Work to be completed →
Each entry below should be written out exactly as it is, with no pictures.

Entries →
▶
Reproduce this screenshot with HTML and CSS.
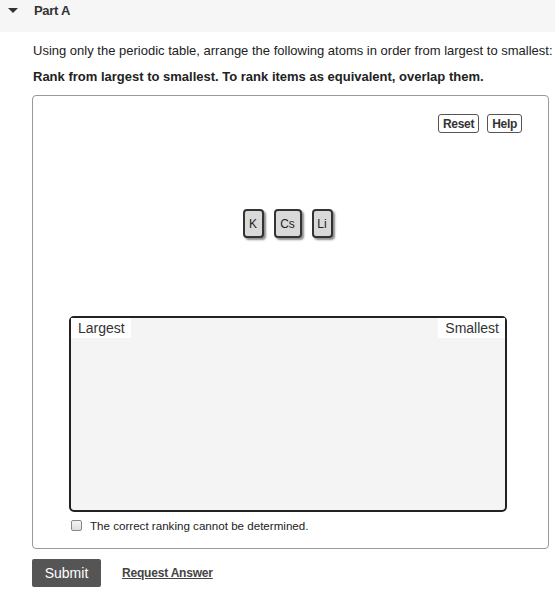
FILE: index.html
```html
<!DOCTYPE html>
<html lang="en">
<head>
  <meta charset="UTF-8">
  <meta name="viewport" content="width=device-width, initial-scale=1.0">
  <title>Part A</title>
  <link rel="stylesheet" href="styles.css">
</head>
<body>

  <!-- Part header -->
  <div class="part-header">
    <span class="caret"></span>
    <h2>Part A</h2>
  </div>

  <div class="part-body">
    <p class="prompt">Using only the periodic table, arrange the following atoms in order from largest to smallest:</p>
    <p class="instructions">Rank from largest to smallest. To rank items as equivalent, overlap them.</p>

    <div class="ranking-box">
      <div class="tools">
        <button class="tool-btn">Reset</button>
        <button class="tool-btn">Help</button>
      </div>

      <div class="tiles">
        <div class="tile">K</div>
        <div class="tile">Cs</div>
        <div class="tile">Li</div>
      </div>

      <div class="target">
        <span class="label">Largest</span>
        <span class="label">Smallest</span>
      </div>

      <label class="cannot">
        <span class="checkbox"></span>
        The correct ranking cannot be determined.
      </label>
    </div>

    <div class="actions">
      <button class="submit">Submit</button>
      <a href="#" class="request">Request Answer</a>
    </div>
  </div>

</body>
</html>
```

FILE: styles.css
```css
* {
    font-family: "Liberation Sans", Arial, Helvetica, sans-serif;
    box-sizing: border-box;
}

body {
    margin: 0;
    color: #222;
    background: #fff;
}

.part-header {
    display: flex;
    align-items: center;
    height: 32px;
    background-color: #f6f6f6;
    padding-bottom: 11px;
}

.caret {
    width: 0;
    height: 0;
    margin-left: 8px;
    border-left: 5px solid transparent;
    border-right: 5px solid transparent;
    border-top: 5px solid #333;
}

.part-header h2 {
    margin: 0 0 0 16px;
    font-size: 13px;
    font-weight: bold;
    color: #333;
    letter-spacing: -0.3px;
}

.part-body {
    padding-left: 32px;
    padding-right: 6px;
}

.prompt {
    margin: 11px 0 0 1px;
    font-size: 13px;
    line-height: 15px;
    color: #222;
    white-space: nowrap;
}

.instructions {
    margin: 11px 0 0 1px;
    font-size: 13px;
    line-height: 15px;
    font-weight: bold;
    color: #222;
}

.ranking-box {
    margin-top: 11px;
    height: 454px;
    border: 1px solid #999;
    border-radius: 4px;
    padding: 18px 26px 0 36px;
}

.tools {
    display: flex;
    justify-content: flex-end;
    gap: 8px;
}

.tool-btn {
    padding: 0 4px;
    height: 19px;
    font-size: 12px;
    font-weight: bold;
    color: #333;
    background: #fff;
    border: 1px solid #555;
    border-radius: 3px;
    letter-spacing: -0.3px;
}

.tiles {
    display: flex;
    justify-content: center;
    gap: 10px;
    margin-top: 76px;
    margin-left: -16px;
}

.tile {
    display: flex;
    align-items: center;
    justify-content: center;
    min-width: 21px;
    height: 29px;
    padding: 0 4px;
    font-size: 12px;
    color: #222;
    background-color: #d9d9d9;
    border: 2px solid #333;
    border-radius: 4px;
    box-shadow: 2px 2px 2px rgba(0, 0, 0, 0.45);
}

.tile:nth-child(2) {
    width: 28px;
}

.tile:nth-child(3) {
    width: 20px;
}

.target {
    display: flex;
    justify-content: space-between;
    align-items: flex-start;
    margin-top: 78px;
    margin-right: 15px;
    height: 196px;
    background-color: #f4f4f4;
    border: 2px solid #222;
    border-radius: 5px;
}

.label {
    padding: 1px 6px 1px 7px;
    font-size: 14px;
    line-height: 18px;
    color: #333;
    background: #fff;
}

.cannot {
    display: flex;
    align-items: center;
    gap: 8px;
    margin-top: 7px;
    margin-left: 2px;
    font-size: 11.6px;
    color: #222;
}

.checkbox {
    width: 11px;
    height: 11px;
    border: 1px solid #888;
    border-radius: 2px;
    background: linear-gradient(#f4f4f4, #ddd);
}

.actions {
    display: flex;
    align-items: center;
    gap: 21px;
    margin-top: 10px;
}

.submit {
    width: 69px;
    height: 28px;
    font-size: 14px;
    color: #fff;
    background-color: #555;
    border: none;
    border-radius: 2px;
}

.request {
    font-size: 12px;
    font-weight: bold;
    color: #444;
    text-decoration: underline;
    letter-spacing: -0.2px;
}
```
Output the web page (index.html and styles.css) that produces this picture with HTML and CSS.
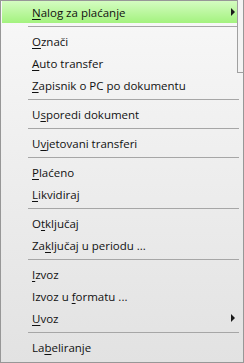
FILE: index.html
```html
<!DOCTYPE html>
<html lang="hr">
<head>
    <meta charset="UTF-8">
    <title>Izbornik</title>
    <link rel="stylesheet" href="styles.css">
</head>
<body>
    <div class="menu">
        <div class="item active"><span><u>N</u>alog za plaćanje</span><span class="arrow"></span></div>
        <div class="sep"></div>
        <div class="item"><span><u>O</u>znači</span></div>
        <div class="item"><span><u>A</u>uto transfer</span></div>
        <div class="item"><span><u>Z</u>apisnik o PC po dokumentu</span></div>
        <div class="sep"></div>
        <div class="item"><span>U<u>s</u>poredi dokument</span></div>
        <div class="sep"></div>
        <div class="item"><span>U<u>v</u>jetovani transferi</span></div>
        <div class="sep"></div>
        <div class="item"><span><u>P</u>laćeno</span></div>
        <div class="item"><span><u>L</u>ikvidiraj</span></div>
        <div class="sep"></div>
        <div class="item"><span>O<u>t</u>ključaj</span></div>
        <div class="item"><span>Za<u>k</u>ljučaj u periodu ...</span></div>
        <div class="sep"></div>
        <div class="item"><span><u>I</u>zvoz</span></div>
        <div class="item"><span>Izvoz u <u>f</u>ormatu ...</span></div>
        <div class="item"><span><u>U</u>voz</span><span class="arrow"></span></div>
        <div class="sep"></div>
        <div class="item"><span>La<u>b</u>eliranje</span></div>
        <div class="edge"></div>
    </div>
</body>
</html>
```

FILE: styles.css
```css
body {
    margin: 0;
    background-color: #fff;
}
.menu {
    position: relative;
    width: 244px;
    height: 363px;
    box-sizing: border-box;
    border: 1px solid #979797;
    padding: 0 6px 0 1px;
    background: linear-gradient(#f8f8f8, #e2e2e2);
    font-family: "Open Sans", "Noto Sans", sans-serif;
    font-size: 11.5px;
    color: #111;
}
.item {
    display: flex;
    align-items: center;
    height: 22px;
    padding: 0 2px 0 30px;
    white-space: nowrap;
}
.item u {
    text-underline-offset: 2px;
}
.active {
    background: linear-gradient(#d4fcc1, #a3f27e);
}
.arrow {
    margin-left: auto;
    width: 0;
    height: 0;
    border-top: 4px solid transparent;
    border-bottom: 4px solid transparent;
    border-left: 4px solid #1a1a1a;
}
.sep {
    height: 1px;
    margin: 3px -2px 3px 26px;
    background-color: #a6a6a6;
}
.edge {
    position: absolute;
    top: -1px;
    right: -1px;
    width: 5px;
    height: 72px;
    background-color: #f3f3f3;
    border-left: 1px solid #a0a0a0;
    border-bottom: 1px solid #a0a0a0;
    border-right: 1px solid #979797;
}
```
◀
Result below →
Reproduce this screenshot with HTML and CSS.
FILE: index.html
```html
<!DOCTYPE html>
<html lang="en">
<head>
  <meta charset="UTF-8">
  <meta name="viewport" content="width=device-width, initial-scale=1.0">
  <title>Part A</title>
  <link rel="stylesheet" href="styles.css">
</head>
<body>

  <!-- Part header -->
  <div class="part-header">
    <span class="caret"></span>
    <h2>Part A</h2>
  </div>

  <div class="part-body">
    <p class="prompt">Using only the periodic table, arrange the following atoms in order from largest to smallest:</p>
    <p class="instructions">Rank from largest to smallest. To rank items as equivalent, overlap them.</p>

    <div class="ranking-box">
      <div class="tools">
        <button class="tool-btn">Reset</button>
        <button class="tool-btn">Help</button>
      </div>

      <div class="tiles">
        <div class="tile">K</div>
        <div class="tile">Cs</div>
        <div class="tile">Li</div>
      </div>

      <div class="target">
        <span class="label">Largest</span>
        <span class="label">Smallest</span>
      </div>

      <label class="cannot">
        <span class="checkbox"></span>
        The correct ranking cannot be determined.
      </label>
    </div>

    <div class="actions">
      <button class="submit">Submit</button>
      <a href="#" class="request">Request Answer</a>
    </div>
  </div>

</body>
</html>
```

FILE: styles.css
```css
* {
    font-family: "Liberation Sans", Arial, Helvetica, sans-serif;
    box-sizing: border-box;
}

body {
    margin: 0;
    color: #222;
    background: #fff;
}

.part-header {
    display: flex;
    align-items: center;
    height: 32px;
    background-color: #f6f6f6;
    padding-bottom: 11px;
}

.caret {
    width: 0;
    height: 0;
    margin-left: 8px;
    border-left: 5px solid transparent;
    border-right: 5px solid transparent;
    border-top: 5px solid #333;
}

.part-header h2 {
    margin: 0 0 0 16px;
    font-size: 13px;
    font-weight: bold;
    color: #333;
    letter-spacing: -0.3px;
}

.part-body {
    padding-left: 32px;
    padding-right: 6px;
}

.prompt {
    margin: 11px 0 0 1px;
    font-size: 13px;
    line-height: 15px;
    color: #222;
    white-space: nowrap;
}

.instructions {
    margin: 11px 0 0 1px;
    font-size: 13px;
    line-height: 15px;
    font-weight: bold;
    color: #222;
}

.ranking-box {
    margin-top: 11px;
    height: 454px;
    border: 1px solid #999;
    border-radius: 4px;
    padding: 18px 26px 0 36px;
}

.tools {
    display: flex;
    justify-content: flex-end;
    gap: 8px;
}

.tool-btn {
    padding: 0 4px;
    height: 19px;
    font-size: 12px;
    font-weight: bold;
    color: #333;
    background: #fff;
    border: 1px solid #555;
    border-radius: 3px;
    letter-spacing: -0.3px;
}

.tiles {
    display: flex;
    justify-content: center;
    gap: 10px;
    margin-top: 76px;
    margin-left: -16px;
}

.tile {
    display: flex;
    align-items: center;
    justify-content: center;
    min-width: 21px;
    height: 29px;
    padding: 0 4px;
    font-size: 12px;
    color: #222;
    background-color: #d9d9d9;
    border: 2px solid #333;
    border-radius: 4px;
    box-shadow: 2px 2px 2px rgba(0, 0, 0, 0.45);
}

.tile:nth-child(2) {
    width: 28px;
}

.tile:nth-child(3) {
    width: 20px;
}

.target {
    display: flex;
    justify-content: space-between;
    align-items: flex-start;
    margin-top: 78px;
    margin-right: 15px;
    height: 196px;
    background-color: #f4f4f4;
    border: 2px solid #222;
    border-radius: 5px;
}

.label {
    padding: 1px 6px 1px 7px;
    font-size: 14px;
    line-height: 18px;
    color: #333;
    background: #fff;
}

.cannot {
    display: flex;
    align-items: center;
    gap: 8px;
    margin-top: 7px;
    margin-left: 2px;
    font-size: 11.6px;
    color: #222;
}

.checkbox {
    width: 11px;
    height: 11px;
    border: 1px solid #888;
    border-radius: 2px;
    background: linear-gradient(#f4f4f4, #ddd);
}

.actions {
    display: flex;
    align-items: center;
    gap: 21px;
    margin-top: 10px;
}

.submit {
    width: 69px;
    height: 28px;
    font-size: 14px;
    color: #fff;
    background-color: #555;
    border: none;
    border-radius: 2px;
}

.request {
    font-size: 12px;
    font-weight: bold;
    color: #444;
    text-decoration: underline;
    letter-spacing: -0.2px;
}
```
Output the web page (index.html and styles.css) that produces this picture with HTML and CSS.
FILE: index.html
```html
<!DOCTYPE html>
<html lang="hr">
<head>
    <meta charset="UTF-8">
    <title>Izbornik</title>
    <link rel="stylesheet" href="styles.css">
</head>
<body>
    <div class="menu">
        <div class="item active"><span><u>N</u>alog za plaćanje</span><span class="arrow"></span></div>
        <div class="sep"></div>
        <div class="item"><span><u>O</u>znači</span></div>
        <div class="item"><span><u>A</u>uto transfer</span></div>
        <div class="item"><span><u>Z</u>apisnik o PC po dokumentu</span></div>
        <div class="sep"></div>
        <div class="item"><span>U<u>s</u>poredi dokument</span></div>
        <div class="sep"></div>
        <div class="item"><span>U<u>v</u>jetovani transferi</span></div>
        <div class="sep"></div>
        <div class="item"><span><u>P</u>laćeno</span></div>
        <div class="item"><span><u>L</u>ikvidiraj</span></div>
        <div class="sep"></div>
        <div class="item"><span>O<u>t</u>ključaj</span></div>
        <div class="item"><span>Za<u>k</u>ljučaj u periodu ...</span></div>
        <div class="sep"></div>
        <div class="item"><span><u>I</u>zvoz</span></div>
        <div class="item"><span>Izvoz u <u>f</u>ormatu ...</span></div>
        <div class="item"><span><u>U</u>voz</span><span class="arrow"></span></div>
        <div class="sep"></div>
        <div class="item"><span>La<u>b</u>eliranje</span></div>
        <div class="edge"></div>
    </div>
</body>
</html>
```

FILE: styles.css
```css
body {
    margin: 0;
    background-color: #fff;
}
.menu {
    position: relative;
    width: 244px;
    height: 363px;
    box-sizing: border-box;
    border: 1px solid #979797;
    padding: 0 6px 0 1px;
    background: linear-gradient(#f8f8f8, #e2e2e2);
    font-family: "Open Sans", "Noto Sans", sans-serif;
    font-size: 11.5px;
    color: #111;
}
.item {
    display: flex;
    align-items: center;
    height: 22px;
    padding: 0 2px 0 30px;
    white-space: nowrap;
}
.item u {
    text-underline-offset: 2px;
}
.active {
    background: linear-gradient(#d4fcc1, #a3f27e);
}
.arrow {
    margin-left: auto;
    width: 0;
    height: 0;
    border-top: 4px solid transparent;
    border-bottom: 4px solid transparent;
    border-left: 4px solid #1a1a1a;
}
.sep {
    height: 1px;
    margin: 3px -2px 3px 26px;
    background-color: #a6a6a6;
}
.edge {
    position: absolute;
    top: -1px;
    right: -1px;
    width: 5px;
    height: 72px;
    background-color: #f3f3f3;
    border-left: 1px solid #a0a0a0;
    border-bottom: 1px solid #a0a0a0;
    border-right: 1px solid #979797;
}
```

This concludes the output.